Слова Родена о том, что «прекрасно характерное», в большой степени применимы к такого рода скульптурам Менье. Физически сильный, обладающий мощной фигурой рабочий изображен во время отдыха, в момент крайней усталости, однако в его мышцах, кажется, ещё живет только что наполнявшее их огромное напряжение. Впечатление грубой силы создают и характерные пропорции фигуры с массивными плечами, большими кистями рук и ступнями ног, которые ещё утяжелены деревянной обувью. Неуклюжая поза сидящего с тяжело свисающей вниз рукой, открытый рот, позволяющий почти ощутить тяжелое дыхание, передают предельную усталость этого похожего на глыбу человека. Но тяжесть труда, доводящая его до исступления, не лишает значительности образ, созданный мастером.
В этой работе Менье стремится избежать фронтальности и симметрии в расположении фигуры. И в фас и в профиль скульптура дается в сложных ракурсах, наклон корпуса вперед, резко опущенное плечо, выдвинутая вперед нога — все использовано мастером ради выражения состояния человека. Скульптор не боится некрасивости позы и характерных черт лица.

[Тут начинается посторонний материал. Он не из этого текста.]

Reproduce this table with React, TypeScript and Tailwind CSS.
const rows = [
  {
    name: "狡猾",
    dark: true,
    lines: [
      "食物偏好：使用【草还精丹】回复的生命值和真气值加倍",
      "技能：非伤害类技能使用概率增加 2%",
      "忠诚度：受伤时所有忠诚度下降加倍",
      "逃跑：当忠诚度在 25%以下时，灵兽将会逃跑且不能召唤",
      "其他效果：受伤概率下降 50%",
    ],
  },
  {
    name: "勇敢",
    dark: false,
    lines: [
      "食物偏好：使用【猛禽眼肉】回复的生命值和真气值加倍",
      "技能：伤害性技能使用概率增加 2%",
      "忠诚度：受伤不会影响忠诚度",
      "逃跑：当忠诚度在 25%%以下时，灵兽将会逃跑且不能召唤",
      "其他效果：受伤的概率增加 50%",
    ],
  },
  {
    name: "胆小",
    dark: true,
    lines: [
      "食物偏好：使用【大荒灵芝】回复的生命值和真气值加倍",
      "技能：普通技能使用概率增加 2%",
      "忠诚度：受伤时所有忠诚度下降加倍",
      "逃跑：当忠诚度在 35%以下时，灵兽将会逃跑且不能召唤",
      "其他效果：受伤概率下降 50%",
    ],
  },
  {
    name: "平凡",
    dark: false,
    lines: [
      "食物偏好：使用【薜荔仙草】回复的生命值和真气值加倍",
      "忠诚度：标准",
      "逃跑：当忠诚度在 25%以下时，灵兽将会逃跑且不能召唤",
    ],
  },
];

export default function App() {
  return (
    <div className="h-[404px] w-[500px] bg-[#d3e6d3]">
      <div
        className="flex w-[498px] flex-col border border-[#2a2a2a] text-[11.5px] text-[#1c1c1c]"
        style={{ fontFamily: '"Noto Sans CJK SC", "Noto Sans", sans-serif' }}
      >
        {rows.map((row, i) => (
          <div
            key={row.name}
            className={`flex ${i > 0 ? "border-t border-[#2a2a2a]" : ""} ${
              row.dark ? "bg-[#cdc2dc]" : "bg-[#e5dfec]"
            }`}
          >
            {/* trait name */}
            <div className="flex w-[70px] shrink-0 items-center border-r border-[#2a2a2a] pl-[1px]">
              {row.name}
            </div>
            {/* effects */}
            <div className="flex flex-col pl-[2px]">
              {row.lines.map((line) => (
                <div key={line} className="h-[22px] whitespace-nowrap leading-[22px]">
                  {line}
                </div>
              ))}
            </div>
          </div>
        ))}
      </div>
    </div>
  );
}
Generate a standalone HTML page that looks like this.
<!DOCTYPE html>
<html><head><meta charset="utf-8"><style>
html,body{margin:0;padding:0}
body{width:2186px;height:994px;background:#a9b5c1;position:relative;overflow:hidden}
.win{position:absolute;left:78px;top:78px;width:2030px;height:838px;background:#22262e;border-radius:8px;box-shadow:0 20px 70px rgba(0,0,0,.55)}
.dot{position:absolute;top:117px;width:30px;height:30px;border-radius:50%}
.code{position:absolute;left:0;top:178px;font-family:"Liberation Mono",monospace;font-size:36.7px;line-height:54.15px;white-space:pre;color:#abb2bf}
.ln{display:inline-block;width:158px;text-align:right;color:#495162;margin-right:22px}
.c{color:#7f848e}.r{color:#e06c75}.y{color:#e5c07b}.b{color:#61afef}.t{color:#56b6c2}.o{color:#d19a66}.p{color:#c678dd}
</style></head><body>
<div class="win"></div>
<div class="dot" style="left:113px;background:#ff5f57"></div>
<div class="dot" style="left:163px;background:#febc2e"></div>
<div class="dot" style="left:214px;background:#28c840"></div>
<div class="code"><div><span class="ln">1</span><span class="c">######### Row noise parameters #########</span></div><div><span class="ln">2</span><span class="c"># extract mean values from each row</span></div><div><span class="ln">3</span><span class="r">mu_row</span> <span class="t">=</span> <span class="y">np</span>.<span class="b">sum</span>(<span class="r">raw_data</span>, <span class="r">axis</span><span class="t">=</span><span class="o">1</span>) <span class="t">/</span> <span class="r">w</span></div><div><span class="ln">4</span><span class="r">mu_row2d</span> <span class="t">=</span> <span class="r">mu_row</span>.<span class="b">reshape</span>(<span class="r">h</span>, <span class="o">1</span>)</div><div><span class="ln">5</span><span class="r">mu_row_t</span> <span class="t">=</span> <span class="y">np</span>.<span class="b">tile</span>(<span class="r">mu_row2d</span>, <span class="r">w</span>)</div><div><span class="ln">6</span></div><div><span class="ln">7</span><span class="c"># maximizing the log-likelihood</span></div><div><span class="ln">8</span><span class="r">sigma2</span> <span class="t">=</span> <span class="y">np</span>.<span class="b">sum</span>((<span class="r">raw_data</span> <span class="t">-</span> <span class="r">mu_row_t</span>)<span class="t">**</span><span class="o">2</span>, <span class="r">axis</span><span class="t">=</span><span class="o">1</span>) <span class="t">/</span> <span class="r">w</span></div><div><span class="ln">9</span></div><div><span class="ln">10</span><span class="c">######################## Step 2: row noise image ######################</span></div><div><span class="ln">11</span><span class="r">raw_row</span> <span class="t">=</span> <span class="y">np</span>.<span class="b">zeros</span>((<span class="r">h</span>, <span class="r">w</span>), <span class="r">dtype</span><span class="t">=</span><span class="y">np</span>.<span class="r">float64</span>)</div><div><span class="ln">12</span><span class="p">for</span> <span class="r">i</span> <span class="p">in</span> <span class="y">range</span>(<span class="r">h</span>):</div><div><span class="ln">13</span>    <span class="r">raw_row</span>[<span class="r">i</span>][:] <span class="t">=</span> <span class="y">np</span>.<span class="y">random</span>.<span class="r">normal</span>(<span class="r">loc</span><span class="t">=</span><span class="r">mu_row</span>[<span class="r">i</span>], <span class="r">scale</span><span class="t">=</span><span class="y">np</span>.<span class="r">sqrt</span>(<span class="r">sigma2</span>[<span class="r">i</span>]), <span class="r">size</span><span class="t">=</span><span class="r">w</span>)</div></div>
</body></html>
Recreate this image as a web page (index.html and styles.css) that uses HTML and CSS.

Статую отличает ещё одно очень важное качество — отсутствие статики. Стоящая и сидящая фигуры на самом деле не являются неподвижным статическим объемом, существует целая гамма сложнейших нюансов движения, которая позволяет добиться выражения становления и развития там, где любой мастер академической школы увидел бы только неподвижность.
В девяностые годы состоялись выставки Менье во Франции и Германии, принесшие ему славу.
И в последующие годы Менье без конца варьировал тему труда, создав «Косильщика», «Грузчика», «Кузнеца», «Сеятеля» и другие работы. Особое место принадлежит «Памятнику труду», над которым Менье работал с середины восьмидесятых годов до конца жизни, но так и не смог завершить.
В 1895 году Менье вернулся в Брюссель. Он умер 4 апреля 1905 года.